The shoshinsha mark (初心者マーク, beginner's mark) or wakaba mark (若葉マーク, sprout mark), officially Beginner Drivers' Sign (初心運転者標識, Shoshin Untensha Hyōshiki), is a teal and yellow V-shaped symbol that beginner drivers in Japan must display at the designated places at the front and the rear of their cars for one year after they obtain a standard driver's license. Drivers who consider themselves beginners may continue to display the sign, even after the period of a year. Like the orange and yellow "fukushi mark" or "kōreisha mark" that denotes elderly drivers, the shoshinsha mark is designed to warn other drivers that the marked driver is not very skilled, either due to inexperience or old age.

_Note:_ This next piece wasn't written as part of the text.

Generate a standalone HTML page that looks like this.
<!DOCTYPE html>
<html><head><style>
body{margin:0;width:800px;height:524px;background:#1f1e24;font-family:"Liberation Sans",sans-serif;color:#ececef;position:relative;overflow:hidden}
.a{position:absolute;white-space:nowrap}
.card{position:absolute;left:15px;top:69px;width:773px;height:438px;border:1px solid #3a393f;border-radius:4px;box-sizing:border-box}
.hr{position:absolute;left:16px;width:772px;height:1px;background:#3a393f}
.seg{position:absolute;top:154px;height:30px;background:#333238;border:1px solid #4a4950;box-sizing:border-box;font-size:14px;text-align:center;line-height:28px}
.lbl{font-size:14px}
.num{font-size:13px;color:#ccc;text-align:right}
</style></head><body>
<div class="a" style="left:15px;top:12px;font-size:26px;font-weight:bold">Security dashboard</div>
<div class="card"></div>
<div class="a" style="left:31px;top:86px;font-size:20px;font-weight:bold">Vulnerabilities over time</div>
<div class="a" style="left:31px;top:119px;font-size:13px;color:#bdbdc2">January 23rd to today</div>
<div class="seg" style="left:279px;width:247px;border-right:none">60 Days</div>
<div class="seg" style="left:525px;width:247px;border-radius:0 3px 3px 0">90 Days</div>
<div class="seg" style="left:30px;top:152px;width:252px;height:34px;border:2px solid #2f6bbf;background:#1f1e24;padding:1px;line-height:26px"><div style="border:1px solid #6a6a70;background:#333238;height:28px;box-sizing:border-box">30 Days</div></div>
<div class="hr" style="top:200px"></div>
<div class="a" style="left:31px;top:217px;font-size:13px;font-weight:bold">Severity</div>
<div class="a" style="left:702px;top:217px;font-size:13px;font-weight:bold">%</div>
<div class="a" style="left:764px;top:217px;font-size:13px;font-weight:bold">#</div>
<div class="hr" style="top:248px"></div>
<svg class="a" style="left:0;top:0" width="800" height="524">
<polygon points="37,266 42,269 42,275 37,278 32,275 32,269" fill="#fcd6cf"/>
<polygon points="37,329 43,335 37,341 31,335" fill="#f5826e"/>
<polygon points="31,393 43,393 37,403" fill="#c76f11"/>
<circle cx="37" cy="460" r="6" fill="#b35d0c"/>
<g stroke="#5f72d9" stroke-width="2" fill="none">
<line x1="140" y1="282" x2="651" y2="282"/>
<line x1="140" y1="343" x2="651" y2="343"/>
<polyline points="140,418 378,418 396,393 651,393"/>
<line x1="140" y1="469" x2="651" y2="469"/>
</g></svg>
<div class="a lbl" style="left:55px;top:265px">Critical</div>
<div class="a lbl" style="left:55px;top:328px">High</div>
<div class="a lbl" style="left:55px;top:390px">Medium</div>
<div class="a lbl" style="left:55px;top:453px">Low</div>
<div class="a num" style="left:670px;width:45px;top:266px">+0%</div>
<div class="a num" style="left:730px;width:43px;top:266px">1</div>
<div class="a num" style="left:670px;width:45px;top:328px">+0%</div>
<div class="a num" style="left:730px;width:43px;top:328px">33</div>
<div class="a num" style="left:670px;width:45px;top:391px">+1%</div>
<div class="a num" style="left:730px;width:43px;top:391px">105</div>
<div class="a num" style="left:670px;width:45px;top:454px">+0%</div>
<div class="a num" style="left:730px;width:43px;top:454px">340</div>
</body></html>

In Japan the shoshinsha mark is also used beyond the driving context to indicate beginner status. In Tochigi, for example, new mothers are issued a card with the mark on it to indicate their experience level to health and child care support staff. New employees of companies may also have the mark on their name badges until they become more experienced. In video games, it is associated with tutorials and new players. In the anime Sgt. Frog, the character Tamama has a mirrored shoshinsha mark on his hat and stomach.

As of 2023, Georgists were using the symbol as an online identifier on Twitter.

The mark is represented in Unicode as U+1F530 (🔰), as part of the Miscellaneous Symbols and Pictographs block.